What to do >>
Exactly the lines from the line holding "Convert this screenshot" to the line holding "const [base, setBase]", both lines included, are to be echoed; pictures are not.

Exercise material >>
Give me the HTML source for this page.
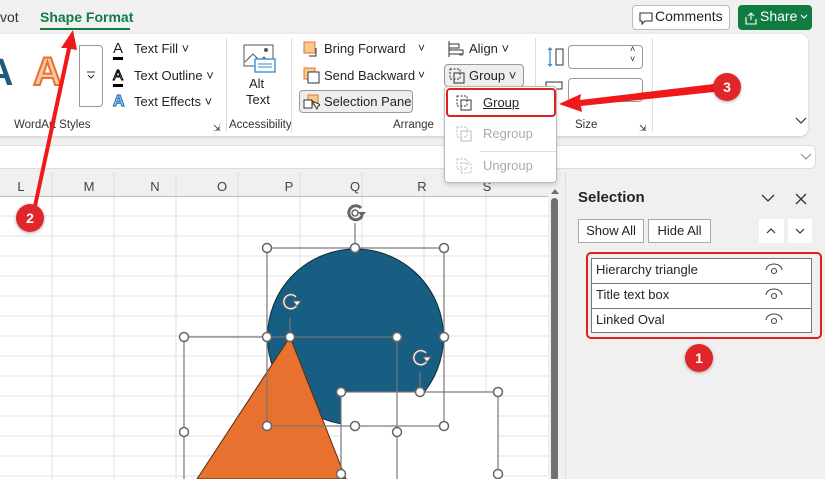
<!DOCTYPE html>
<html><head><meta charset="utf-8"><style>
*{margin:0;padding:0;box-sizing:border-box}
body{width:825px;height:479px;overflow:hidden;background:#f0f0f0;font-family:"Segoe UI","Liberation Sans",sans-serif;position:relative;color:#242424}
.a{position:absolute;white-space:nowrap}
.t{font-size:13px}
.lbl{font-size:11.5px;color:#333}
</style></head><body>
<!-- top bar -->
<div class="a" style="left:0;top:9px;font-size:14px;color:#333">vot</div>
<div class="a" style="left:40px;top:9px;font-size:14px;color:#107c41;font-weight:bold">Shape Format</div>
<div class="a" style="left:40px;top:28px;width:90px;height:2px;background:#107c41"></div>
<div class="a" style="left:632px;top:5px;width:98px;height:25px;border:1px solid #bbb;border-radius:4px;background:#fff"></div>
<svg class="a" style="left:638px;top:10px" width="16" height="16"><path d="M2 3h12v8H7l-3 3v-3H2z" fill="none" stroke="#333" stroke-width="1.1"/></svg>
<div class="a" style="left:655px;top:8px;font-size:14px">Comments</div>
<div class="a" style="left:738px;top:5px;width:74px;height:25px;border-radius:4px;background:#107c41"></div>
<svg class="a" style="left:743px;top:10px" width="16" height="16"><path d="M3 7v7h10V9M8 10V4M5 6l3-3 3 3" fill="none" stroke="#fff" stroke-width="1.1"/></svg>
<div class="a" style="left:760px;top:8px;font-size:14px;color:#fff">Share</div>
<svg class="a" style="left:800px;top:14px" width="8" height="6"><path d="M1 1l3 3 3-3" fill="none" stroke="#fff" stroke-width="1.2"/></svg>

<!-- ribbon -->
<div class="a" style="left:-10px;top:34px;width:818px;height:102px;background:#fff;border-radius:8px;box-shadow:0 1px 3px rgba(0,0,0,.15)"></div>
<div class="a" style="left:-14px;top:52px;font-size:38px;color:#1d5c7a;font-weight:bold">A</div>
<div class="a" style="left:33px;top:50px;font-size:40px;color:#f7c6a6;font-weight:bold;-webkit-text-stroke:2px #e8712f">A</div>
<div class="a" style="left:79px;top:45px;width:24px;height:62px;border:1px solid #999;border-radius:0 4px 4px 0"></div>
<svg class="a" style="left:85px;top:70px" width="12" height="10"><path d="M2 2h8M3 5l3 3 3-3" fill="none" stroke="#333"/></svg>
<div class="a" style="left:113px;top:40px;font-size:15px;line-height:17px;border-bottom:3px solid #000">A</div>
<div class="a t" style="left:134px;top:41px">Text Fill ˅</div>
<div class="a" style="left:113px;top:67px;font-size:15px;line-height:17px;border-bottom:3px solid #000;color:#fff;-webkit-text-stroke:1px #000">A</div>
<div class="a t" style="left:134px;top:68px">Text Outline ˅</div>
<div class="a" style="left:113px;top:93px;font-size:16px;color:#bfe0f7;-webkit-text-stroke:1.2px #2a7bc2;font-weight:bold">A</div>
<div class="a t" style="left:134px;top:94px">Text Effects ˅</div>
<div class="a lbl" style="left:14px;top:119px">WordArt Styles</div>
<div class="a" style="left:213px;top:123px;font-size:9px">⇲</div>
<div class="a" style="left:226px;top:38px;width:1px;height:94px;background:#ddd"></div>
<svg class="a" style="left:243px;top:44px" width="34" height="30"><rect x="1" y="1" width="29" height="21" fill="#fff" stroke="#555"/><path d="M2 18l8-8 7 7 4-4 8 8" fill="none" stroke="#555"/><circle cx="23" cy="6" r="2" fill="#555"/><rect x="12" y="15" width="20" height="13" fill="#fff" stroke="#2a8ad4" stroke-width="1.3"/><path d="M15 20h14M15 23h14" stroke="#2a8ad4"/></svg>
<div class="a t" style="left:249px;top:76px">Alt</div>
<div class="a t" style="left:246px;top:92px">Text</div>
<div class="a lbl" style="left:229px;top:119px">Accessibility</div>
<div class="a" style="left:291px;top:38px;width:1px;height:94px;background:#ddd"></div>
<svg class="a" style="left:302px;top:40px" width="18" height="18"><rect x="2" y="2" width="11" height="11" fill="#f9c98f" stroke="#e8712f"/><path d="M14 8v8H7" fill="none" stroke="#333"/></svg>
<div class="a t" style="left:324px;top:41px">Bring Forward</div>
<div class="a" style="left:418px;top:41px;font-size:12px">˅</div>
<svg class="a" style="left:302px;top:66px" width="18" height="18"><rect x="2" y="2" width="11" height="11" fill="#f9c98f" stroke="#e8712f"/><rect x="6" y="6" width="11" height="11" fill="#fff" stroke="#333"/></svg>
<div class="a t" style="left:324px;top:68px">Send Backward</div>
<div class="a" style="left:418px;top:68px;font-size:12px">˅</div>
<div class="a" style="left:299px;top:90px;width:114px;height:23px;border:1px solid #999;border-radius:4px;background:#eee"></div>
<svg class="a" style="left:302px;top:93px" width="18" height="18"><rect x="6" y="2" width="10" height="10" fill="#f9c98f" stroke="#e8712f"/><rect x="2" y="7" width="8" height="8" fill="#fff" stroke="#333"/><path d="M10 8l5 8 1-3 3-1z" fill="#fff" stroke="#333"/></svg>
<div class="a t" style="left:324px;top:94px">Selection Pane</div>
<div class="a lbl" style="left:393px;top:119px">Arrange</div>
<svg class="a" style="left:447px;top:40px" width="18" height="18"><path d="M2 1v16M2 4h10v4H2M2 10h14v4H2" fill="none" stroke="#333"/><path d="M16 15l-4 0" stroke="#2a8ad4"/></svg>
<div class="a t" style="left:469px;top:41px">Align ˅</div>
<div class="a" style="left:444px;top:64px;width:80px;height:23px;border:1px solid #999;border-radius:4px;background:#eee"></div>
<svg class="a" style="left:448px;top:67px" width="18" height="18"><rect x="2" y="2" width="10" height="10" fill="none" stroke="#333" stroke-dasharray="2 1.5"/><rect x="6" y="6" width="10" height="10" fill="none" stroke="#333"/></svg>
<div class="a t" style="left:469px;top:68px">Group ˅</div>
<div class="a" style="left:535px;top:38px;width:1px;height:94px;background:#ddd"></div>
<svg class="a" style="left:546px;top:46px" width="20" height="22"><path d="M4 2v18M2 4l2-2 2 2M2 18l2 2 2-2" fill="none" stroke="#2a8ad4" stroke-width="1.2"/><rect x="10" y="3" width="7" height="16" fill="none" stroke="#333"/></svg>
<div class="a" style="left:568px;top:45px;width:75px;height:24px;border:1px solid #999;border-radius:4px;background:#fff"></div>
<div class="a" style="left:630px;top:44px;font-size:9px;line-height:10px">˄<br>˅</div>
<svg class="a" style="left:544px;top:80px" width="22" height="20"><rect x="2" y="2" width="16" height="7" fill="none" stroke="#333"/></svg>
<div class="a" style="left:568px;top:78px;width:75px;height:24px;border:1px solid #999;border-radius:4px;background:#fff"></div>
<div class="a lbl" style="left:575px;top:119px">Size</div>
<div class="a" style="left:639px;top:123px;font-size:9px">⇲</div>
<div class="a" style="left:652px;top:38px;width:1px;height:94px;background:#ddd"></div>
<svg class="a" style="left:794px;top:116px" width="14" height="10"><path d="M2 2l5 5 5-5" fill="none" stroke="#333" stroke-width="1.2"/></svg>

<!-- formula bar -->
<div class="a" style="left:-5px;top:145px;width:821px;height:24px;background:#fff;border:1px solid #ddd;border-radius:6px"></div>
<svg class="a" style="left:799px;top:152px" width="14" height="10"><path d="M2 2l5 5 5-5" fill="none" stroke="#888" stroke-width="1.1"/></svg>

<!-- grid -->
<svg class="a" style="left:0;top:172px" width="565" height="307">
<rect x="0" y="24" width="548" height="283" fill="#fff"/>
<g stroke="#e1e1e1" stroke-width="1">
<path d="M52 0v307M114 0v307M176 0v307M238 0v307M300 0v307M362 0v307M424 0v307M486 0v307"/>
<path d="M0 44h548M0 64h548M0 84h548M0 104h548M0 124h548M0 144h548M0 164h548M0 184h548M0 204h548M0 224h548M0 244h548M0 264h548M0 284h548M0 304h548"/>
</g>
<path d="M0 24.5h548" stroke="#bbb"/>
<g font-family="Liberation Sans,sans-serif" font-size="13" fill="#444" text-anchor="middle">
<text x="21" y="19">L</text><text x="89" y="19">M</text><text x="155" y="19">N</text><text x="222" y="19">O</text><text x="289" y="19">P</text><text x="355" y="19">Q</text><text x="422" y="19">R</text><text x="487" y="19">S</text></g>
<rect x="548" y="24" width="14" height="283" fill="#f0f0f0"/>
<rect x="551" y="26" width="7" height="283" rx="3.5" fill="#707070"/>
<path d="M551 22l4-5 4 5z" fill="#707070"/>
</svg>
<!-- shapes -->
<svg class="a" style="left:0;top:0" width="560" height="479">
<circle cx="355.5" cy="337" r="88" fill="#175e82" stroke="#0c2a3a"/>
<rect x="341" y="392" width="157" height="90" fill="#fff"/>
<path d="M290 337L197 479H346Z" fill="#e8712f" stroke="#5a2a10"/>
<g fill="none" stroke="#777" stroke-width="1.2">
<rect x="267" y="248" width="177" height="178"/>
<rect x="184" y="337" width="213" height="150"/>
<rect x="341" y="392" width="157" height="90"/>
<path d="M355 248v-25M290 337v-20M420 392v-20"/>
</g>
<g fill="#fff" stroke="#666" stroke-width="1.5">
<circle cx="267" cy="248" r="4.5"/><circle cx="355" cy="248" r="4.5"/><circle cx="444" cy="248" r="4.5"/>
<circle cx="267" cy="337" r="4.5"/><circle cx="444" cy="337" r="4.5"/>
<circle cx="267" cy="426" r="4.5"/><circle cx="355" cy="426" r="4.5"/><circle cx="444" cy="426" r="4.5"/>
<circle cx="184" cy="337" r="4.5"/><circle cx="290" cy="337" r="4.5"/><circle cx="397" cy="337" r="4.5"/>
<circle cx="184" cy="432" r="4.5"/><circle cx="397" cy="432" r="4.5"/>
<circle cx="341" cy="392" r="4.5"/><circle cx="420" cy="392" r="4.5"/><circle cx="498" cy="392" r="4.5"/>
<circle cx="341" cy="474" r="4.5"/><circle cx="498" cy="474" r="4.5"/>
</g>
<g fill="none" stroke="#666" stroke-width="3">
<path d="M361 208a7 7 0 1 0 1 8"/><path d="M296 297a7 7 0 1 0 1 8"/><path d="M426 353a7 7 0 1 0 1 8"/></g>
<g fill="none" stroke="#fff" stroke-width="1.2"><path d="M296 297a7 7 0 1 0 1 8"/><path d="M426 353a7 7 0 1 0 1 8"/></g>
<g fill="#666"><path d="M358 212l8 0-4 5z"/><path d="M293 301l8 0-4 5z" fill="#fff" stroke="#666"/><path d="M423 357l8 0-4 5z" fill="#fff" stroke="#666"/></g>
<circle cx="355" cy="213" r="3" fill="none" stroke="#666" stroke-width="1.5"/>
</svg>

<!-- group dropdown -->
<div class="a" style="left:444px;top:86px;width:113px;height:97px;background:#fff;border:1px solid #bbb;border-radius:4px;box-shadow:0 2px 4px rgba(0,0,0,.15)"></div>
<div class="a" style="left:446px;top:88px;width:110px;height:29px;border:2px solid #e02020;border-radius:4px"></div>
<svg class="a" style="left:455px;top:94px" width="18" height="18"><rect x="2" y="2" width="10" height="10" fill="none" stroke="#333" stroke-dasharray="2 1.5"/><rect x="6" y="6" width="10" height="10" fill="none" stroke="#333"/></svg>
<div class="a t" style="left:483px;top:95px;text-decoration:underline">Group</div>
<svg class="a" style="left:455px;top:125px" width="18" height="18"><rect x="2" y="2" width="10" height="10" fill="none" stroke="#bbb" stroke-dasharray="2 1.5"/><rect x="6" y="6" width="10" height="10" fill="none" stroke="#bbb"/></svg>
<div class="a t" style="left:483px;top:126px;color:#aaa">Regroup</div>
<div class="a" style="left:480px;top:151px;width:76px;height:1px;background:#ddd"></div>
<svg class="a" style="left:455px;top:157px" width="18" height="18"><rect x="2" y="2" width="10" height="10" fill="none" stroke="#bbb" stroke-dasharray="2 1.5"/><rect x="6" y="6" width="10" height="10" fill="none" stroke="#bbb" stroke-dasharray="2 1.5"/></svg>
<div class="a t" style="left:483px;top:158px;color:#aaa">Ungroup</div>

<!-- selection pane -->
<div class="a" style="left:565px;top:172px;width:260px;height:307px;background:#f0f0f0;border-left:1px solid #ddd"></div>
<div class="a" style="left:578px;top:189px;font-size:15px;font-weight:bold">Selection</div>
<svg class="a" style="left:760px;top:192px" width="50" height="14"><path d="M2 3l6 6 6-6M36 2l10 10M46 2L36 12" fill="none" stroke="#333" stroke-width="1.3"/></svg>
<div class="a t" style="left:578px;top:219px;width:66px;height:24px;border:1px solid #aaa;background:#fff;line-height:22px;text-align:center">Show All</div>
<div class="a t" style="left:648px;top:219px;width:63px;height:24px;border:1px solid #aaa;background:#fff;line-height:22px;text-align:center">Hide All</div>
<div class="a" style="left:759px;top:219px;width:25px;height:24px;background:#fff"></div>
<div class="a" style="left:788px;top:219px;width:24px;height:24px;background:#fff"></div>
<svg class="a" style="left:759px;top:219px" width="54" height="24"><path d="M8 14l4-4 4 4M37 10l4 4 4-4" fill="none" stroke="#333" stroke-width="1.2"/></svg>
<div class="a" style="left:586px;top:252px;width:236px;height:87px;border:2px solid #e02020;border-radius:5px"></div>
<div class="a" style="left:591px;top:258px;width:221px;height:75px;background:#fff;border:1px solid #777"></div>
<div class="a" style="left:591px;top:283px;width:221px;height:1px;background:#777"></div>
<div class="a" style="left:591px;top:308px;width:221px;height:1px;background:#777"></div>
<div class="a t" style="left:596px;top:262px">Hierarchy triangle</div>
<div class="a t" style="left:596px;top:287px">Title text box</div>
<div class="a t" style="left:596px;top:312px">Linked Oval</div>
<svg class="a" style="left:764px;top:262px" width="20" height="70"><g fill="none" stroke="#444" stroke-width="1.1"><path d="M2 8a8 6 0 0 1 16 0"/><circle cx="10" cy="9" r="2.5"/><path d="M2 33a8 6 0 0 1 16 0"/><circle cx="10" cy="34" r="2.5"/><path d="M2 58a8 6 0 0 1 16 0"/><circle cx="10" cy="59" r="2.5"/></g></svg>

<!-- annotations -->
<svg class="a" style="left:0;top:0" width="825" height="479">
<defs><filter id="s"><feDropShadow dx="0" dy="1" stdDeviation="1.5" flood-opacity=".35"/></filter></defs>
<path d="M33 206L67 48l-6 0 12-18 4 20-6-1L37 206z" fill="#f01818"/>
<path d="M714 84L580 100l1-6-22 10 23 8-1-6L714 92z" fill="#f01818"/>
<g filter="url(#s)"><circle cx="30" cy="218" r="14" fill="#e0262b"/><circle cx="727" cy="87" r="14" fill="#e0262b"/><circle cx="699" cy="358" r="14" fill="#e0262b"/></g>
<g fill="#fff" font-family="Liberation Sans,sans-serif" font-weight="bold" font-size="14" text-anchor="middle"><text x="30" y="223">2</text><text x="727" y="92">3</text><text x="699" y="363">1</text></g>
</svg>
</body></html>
==
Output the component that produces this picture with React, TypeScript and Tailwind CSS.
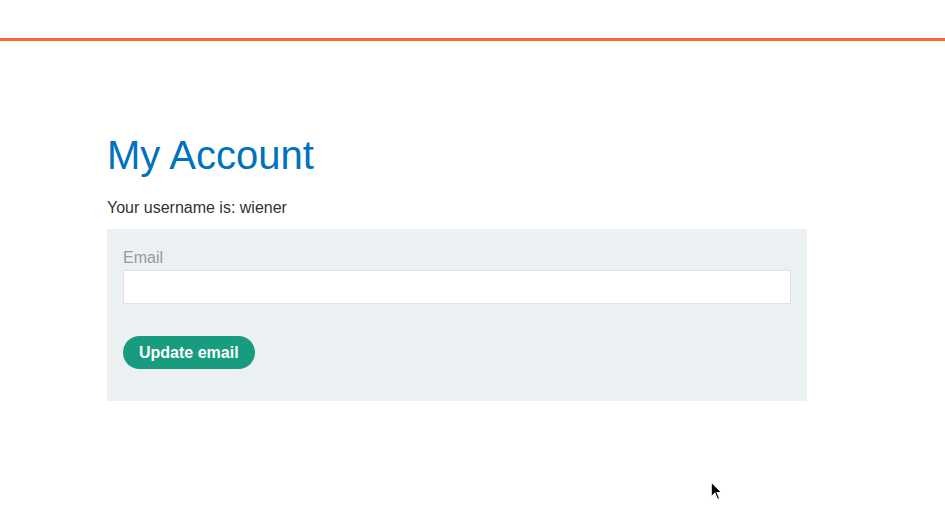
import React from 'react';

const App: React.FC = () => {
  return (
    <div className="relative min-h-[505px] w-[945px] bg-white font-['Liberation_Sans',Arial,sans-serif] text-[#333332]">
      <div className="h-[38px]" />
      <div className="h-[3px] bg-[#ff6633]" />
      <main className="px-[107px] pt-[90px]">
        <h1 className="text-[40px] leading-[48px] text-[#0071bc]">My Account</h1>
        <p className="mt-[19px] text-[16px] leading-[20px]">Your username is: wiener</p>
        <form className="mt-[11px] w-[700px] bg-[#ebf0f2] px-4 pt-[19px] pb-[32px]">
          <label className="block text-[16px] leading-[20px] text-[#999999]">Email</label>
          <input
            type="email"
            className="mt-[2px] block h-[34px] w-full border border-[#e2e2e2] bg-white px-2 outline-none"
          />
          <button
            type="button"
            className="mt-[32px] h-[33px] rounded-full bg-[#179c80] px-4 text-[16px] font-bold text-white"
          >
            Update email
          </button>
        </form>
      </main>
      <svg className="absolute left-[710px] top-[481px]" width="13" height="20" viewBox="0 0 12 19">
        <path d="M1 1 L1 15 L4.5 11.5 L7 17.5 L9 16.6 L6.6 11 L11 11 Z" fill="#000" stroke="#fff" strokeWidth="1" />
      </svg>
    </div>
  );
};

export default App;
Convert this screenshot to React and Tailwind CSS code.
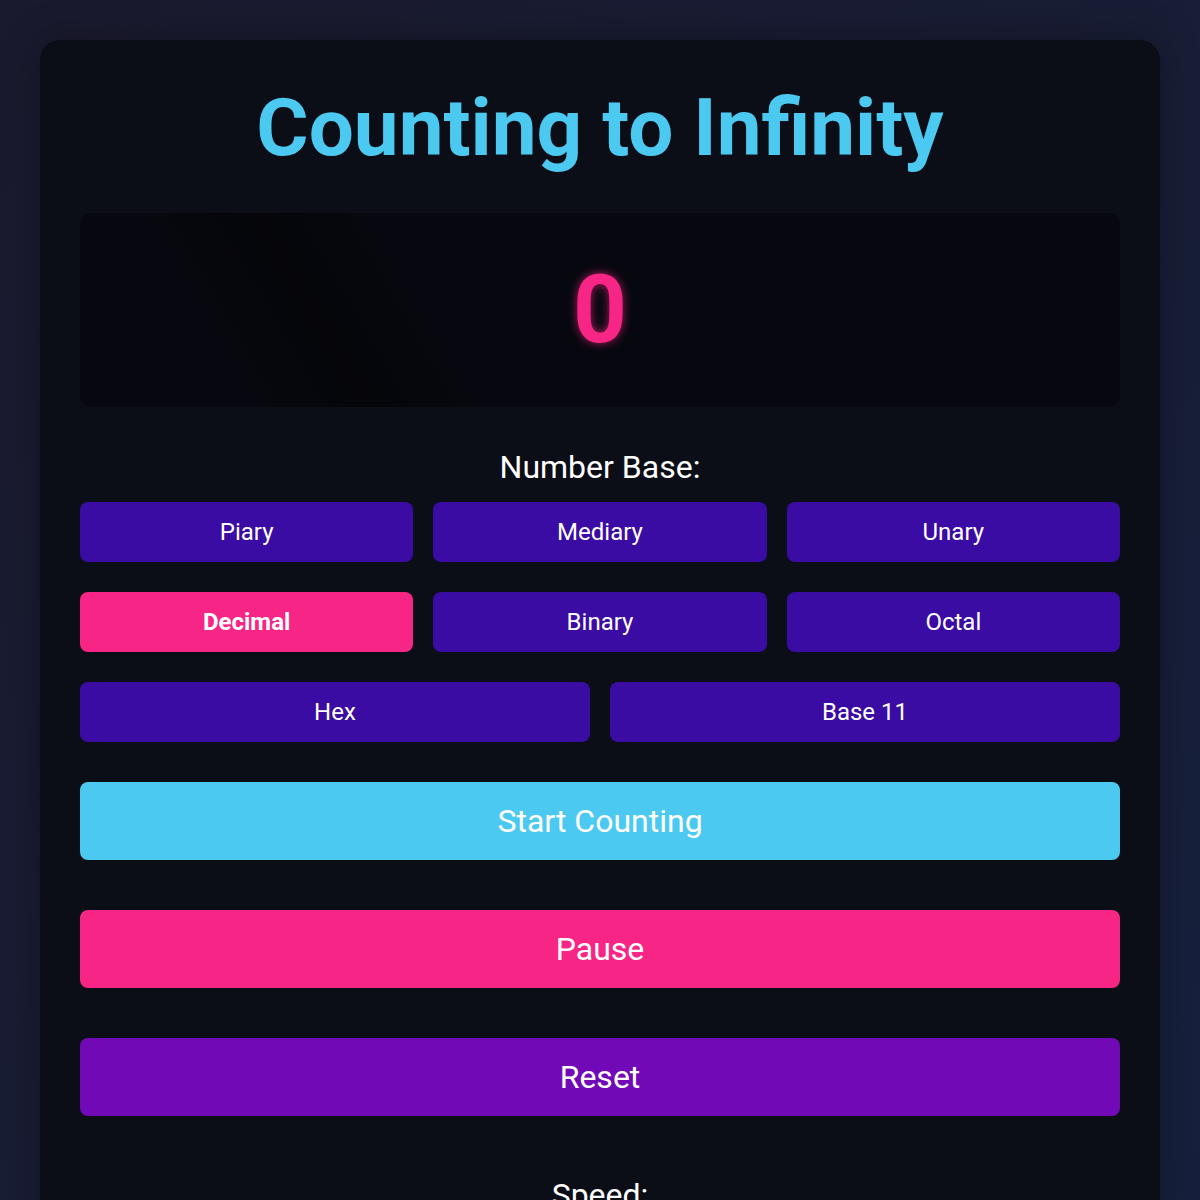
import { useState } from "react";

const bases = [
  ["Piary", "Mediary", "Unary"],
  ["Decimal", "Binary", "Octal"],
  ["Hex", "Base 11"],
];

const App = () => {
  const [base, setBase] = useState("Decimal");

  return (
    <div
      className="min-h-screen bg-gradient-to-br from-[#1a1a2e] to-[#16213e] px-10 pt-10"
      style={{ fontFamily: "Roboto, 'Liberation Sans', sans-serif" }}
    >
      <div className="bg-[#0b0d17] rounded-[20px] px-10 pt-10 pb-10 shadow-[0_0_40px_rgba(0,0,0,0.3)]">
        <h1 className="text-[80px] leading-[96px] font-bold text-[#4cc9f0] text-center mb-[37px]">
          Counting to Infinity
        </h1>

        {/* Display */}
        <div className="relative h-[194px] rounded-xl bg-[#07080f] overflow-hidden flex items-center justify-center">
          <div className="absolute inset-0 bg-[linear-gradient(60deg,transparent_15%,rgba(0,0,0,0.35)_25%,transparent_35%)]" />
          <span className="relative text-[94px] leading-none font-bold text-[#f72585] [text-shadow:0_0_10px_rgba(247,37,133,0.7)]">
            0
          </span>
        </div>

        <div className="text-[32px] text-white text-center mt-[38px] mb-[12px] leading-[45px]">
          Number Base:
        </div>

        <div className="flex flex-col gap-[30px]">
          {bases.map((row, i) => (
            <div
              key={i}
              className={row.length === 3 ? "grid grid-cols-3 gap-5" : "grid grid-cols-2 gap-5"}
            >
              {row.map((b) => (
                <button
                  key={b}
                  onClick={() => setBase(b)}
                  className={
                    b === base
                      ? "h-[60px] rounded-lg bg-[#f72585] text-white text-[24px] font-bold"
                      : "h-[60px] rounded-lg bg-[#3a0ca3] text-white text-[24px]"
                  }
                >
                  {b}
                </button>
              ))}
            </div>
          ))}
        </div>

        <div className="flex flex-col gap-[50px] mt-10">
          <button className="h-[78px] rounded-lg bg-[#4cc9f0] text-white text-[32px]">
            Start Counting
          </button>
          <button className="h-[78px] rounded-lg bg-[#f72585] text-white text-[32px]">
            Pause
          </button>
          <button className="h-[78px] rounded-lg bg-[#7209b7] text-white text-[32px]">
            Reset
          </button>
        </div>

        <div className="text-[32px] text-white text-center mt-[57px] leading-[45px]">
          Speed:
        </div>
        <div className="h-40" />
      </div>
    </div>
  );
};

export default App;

Solution >>
Convert this screenshot to React and Tailwind CSS code.
import { useState } from "react";

const bases = [
  ["Piary", "Mediary", "Unary"],
  ["Decimal", "Binary", "Octal"],
  ["Hex", "Base 11"],
];

const App = () => {
  const [base, setBase] = useState("Decimal");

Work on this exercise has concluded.